William Barr made major donations to Senate Republicans shortly before he was confirmed as Attorney General

Shortly before he was confirmed as attorney general in late 2018, William Barr made $51,000 in political contributions to the committee that helps elect Republicans to the United States Senate, according to a new report from Quartz:

In the lead up to his Senate confirmation hearings for attorney general earlier this year, his giving habits suddenly changed. Barr’s donations became far more frequent, notable for their size, recipients, and possible utility to him. In total, Barr gave $51,000 to the National Republican Senatorial Committee (NRSC)—a group that raises money to help elect Republicans to the Senate—in the months leading up to the Senate’s confirmation of his nomination.


More suspiciously, Barr began ramping up his contributions to the NRSC around the same time former Attorney General Jeff Sessions seemed to be on shaky ground with President Donald Trump and was believed to be on his way out at the Department of Justice:

He donated on a schedule, providing $10,000 every month to the NRSC, on the third of the month, starting in October. That continued until he was confirmed on Feb. 14, 2019, just 11 days after his last contribution.
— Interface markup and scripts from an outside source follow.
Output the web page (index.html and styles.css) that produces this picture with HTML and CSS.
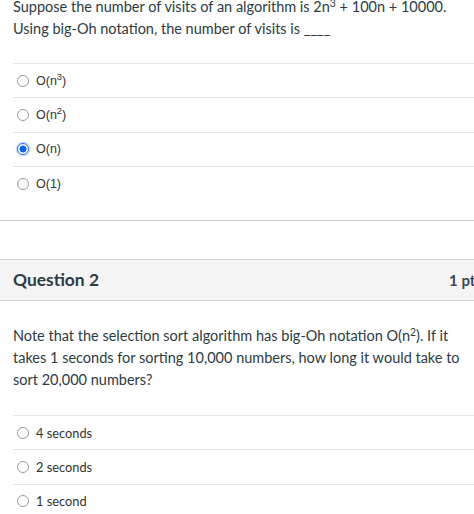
FILE: index.html
```html
<!DOCTYPE html>
<html lang="en">
<head>
<meta charset="utf-8">
<title>Quiz</title>
<link rel="stylesheet" href="styles.css">
</head>
<body>
<div class="page">
  <section class="question q1">
    <div class="question-text">Suppose the number of visits of an algorithm is 2n<sup>3</sup> + 100n + 10000. Using big-Oh notation, the number of visits is ____</div>
    <div class="answers math">
      <div class="answer"><span class="radio"></span><span class="label">O(n<sup>3</sup>)</span></div>
      <div class="answer"><span class="radio"></span><span class="label">O(n<sup>2</sup>)</span></div>
      <div class="answer"><span class="radio checked"></span><span class="label">O(n)</span></div>
      <div class="answer"><span class="radio"></span><span class="label">O(1)</span></div>
    </div>
  </section>
  <hr class="divider">
  <section class="question q2">
    <header class="question-header">
      <h2 class="question-title">Question 2</h2>
      <span class="points">1 pts</span>
    </header>
    <div class="question-text">Note that the selection sort algorithm has big-Oh notation O(n<sup>2</sup>). If it takes 1 seconds for sorting 10,000 numbers, how long it would take to sort 20,000 numbers?</div>
    <div class="answers">
      <div class="answer"><span class="radio"></span><span class="label">4 seconds</span></div>
      <div class="answer"><span class="radio"></span><span class="label">2 seconds</span></div>
      <div class="answer"><span class="radio"></span><span class="label">1 second</span></div>
    </div>
  </section>
</div>
</body>
</html>
```
FILE: styles.css
```css
html, body {
  margin: 0;
  padding: 0;
  overflow: hidden;
  background: #ffffff;
}
body {
  font-family: Lato, "Noto Sans", sans-serif;
  font-size: 14.5px;
  color: #2d3b45;
}
.page {
  width: 474px;
}
.question-text {
  padding-left: 13px;
  line-height: 22.3px;
}
.question-text sup {
  font-size: 0.72em;
  line-height: 0;
  vertical-align: 0.5em;
}
.q1 .question-text {
  margin-top: -4px;
  margin-bottom: 22.5px;
}
.answers {
  margin-left: 13px;
}
.answer {
  display: flex;
  align-items: center;
  height: 33.3px;
  border-top: 1px solid #e6e6e6;
  padding-left: 4px;
  gap: 7px;
  font-size: 12.8px;
  color: #333333;
}
.math .label {
  font-family: "Liberation Sans", Arial, sans-serif;
  font-size: 12.5px;
  color: #333333;
}
.label sup {
  font-size: 0.75em;
  line-height: 0;
  vertical-align: 0.55em;
}
.radio {
  box-sizing: border-box;
  width: 12px;
  height: 12px;
  border-radius: 50%;
  border: 1px solid #9a9a9a;
  background: #ffffff;
  flex: none;
}
.radio.checked {
  border: 1px solid #1a6fe0;
  background: radial-gradient(circle, #0b63e5 0 3.2px, #ffffff 3.8px 100%);
  box-shadow: 0 0 0 1.5px #cfe0fa;
}
.divider {
  margin: 19.7px 0 0 0;
  border: 0;
  border-top: 1px solid #c7cdd1;
  height: 0;
}
.question-header {
  margin-top: 38px;
  margin-right: -21px;
  height: 40px;
  border-top: 1px solid #d4d8db;
  border-bottom: 1px solid #d4d8db;
  background: #f5f5f5;
  display: flex;
  align-items: center;
  justify-content: space-between;
  padding: 0 13px;
}
.question-title {
  margin: 0;
  font-size: 17.4px;
  font-weight: 700;
  color: #2d3b45;
}
.points {
  font-size: 15px;
  font-weight: 700;
  color: #3d4a53;
}
.q2 .question-text {
  margin-top: 24px;
  line-height: 22px;
  margin-bottom: 24px;
}
```
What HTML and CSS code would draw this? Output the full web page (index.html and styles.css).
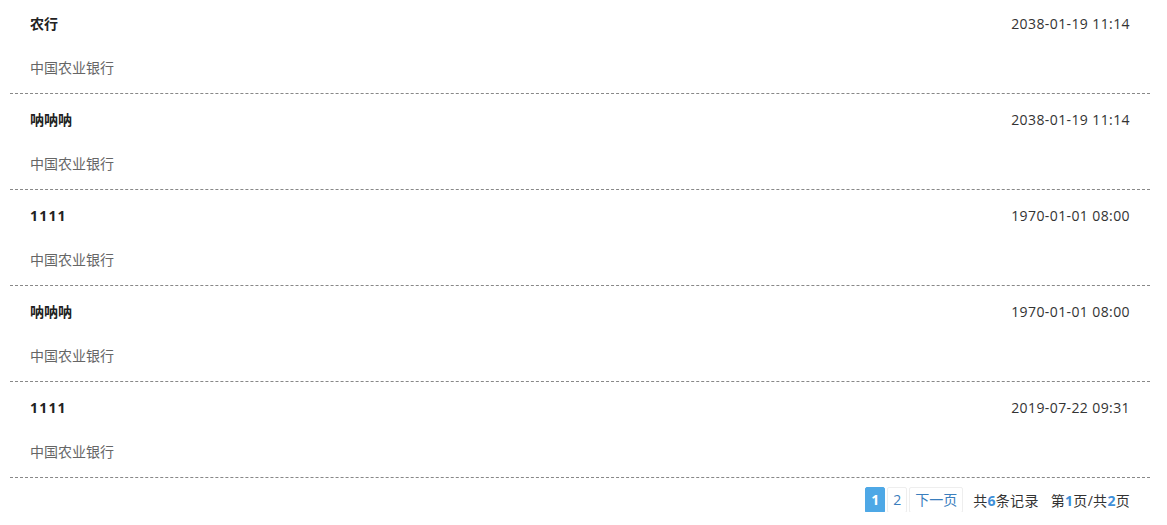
FILE: index.html
```html
<!DOCTYPE html>
<html lang="zh-CN">
<head>
<meta charset="utf-8">
<link rel="stylesheet" href="styles.css">
</head>
<body>
<div class="list">
  <div class="item">
    <div class="head"><span class="title">农行</span><span class="date">2038-01-19 11:14</span></div>
    <div class="desc">中国农业银行</div>
  </div>
  <div class="item">
    <div class="head"><span class="title">呐呐呐</span><span class="date">2038-01-19 11:14</span></div>
    <div class="desc">中国农业银行</div>
  </div>
  <div class="item">
    <div class="head"><span class="title num">1111</span><span class="date">1970-01-01 08:00</span></div>
    <div class="desc">中国农业银行</div>
  </div>
  <div class="item">
    <div class="head"><span class="title">呐呐呐</span><span class="date">1970-01-01 08:00</span></div>
    <div class="desc">中国农业银行</div>
  </div>
  <div class="item">
    <div class="head"><span class="title num">1111</span><span class="date">2019-07-22 09:31</span></div>
    <div class="desc">中国农业银行</div>
  </div>
  <div class="pager">
    <span class="pg active">1</span>
    <span class="pg">2</span>
    <span class="pg">下一页</span>
    <span class="info">共<b>6</b>条记录</span>
    <span class="info info-page">第<b>1</b>页/共<b>2</b>页</span>
  </div>
</div>
</body>
</html>
```
FILE: styles.css
```css
html, body {
  margin: 0;
  padding: 0;
  background: #fff;
}
body {
  font-family: "Open Sans", "Noto Sans CJK SC", sans-serif;
  font-size: 14px;
  color: #333;
}
.list {
  width: 1140px;
  margin-left: 10px;
  margin-top: -2px;
}
.item {
  height: 95px;
  border-bottom: 1px dashed #888;
  padding: 0 20px;
  display: flex;
  flex-direction: column;
}
.head {
  display: flex;
  justify-content: space-between;
  align-items: center;
  height: 20px;
  margin-top: 15px;
}
.title {
  font-weight: bold;
  color: #222;
}
.title.num {
  letter-spacing: 1.2px;
}
.date {
  color: #333;
  letter-spacing: 0.4px;
}
.desc {
  margin-top: 25px;
  height: 20px;
  line-height: 20px;
  color: #666;
}
.pager {
  display: flex;
  justify-content: flex-end;
  align-items: center;
  padding: 10px 20px 0 0;
  height: 24px;
}
.pg {
  height: 24px;
  line-height: 24px;
  padding: 0 5px;
  min-width: 8px;
  text-align: center;
  border: 1px solid #eee;
  border-radius: 2px;
  color: #3a7ebd;
  margin-left: 2px;
}
.pg.active {
  background: #4ea8e6;
  border-color: #4ea8e6;
  color: #fff;
  font-weight: bold;
}
.info {
  margin-left: 10px;
  color: #333;
  letter-spacing: 0.3px;
}
.info-page {
  margin-left: 12px;
}
.info b {
  color: #3f8fd8;
}
```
Though the contributions didn’t violate FEC rules, they should “raise eyebrows” according to Adav Noti, a senior director at the nonprofit, nonpartisan Campaign Legal Center in Washington DC, a campaign finance watchdog:

“The fact that any one person can give such large amounts to a political party creates a perception problem. Someone giving such large amounts to a senatorial committee before their confirmation certainly raises appearance questions.”

The donations also suggest there may have been some sort of quid pro quo in mind when Barr made them, Noti added:

“Maybe it’s a coincidence. Maybe not,” Noti says of the timing and sums. But as long as there was no implicit or explicit quid pro quo, no exchange for an official act—and there is no evidence here that Barr expected or was promised anything in exchange for his donations—there is no legal issue with the contributions. Still, Noti said it is “a flaw in the system” that such large and targeted contributions are permitted.

Barr has used the issue of political contributions to suggest that members of Special Counsel Robert Mueller’s investigative team had partisan political motives because they had made donations to Democratic candidates:

In 2017, he spoke to the Washington Post about the prosecutors former special counsel Robert Mueller was hiring as part of his investigation into Russian meddling in the US election and the president’s efforts to thwart that investigation, some of whom had contributed to Democratic causes. “In my view, prosecutors who make political contributions are identifying fairly strongly with a political party,” Barr said.

Clearly, Barr has given the appearance of impropriety by making such large contributions while his nomination was before the Senate and should recuse himself from any decisions related to Republicans or issues that would benefit the GOP. But we won’t hold our breath waiting for him to suddenly grown a conscience or a spine.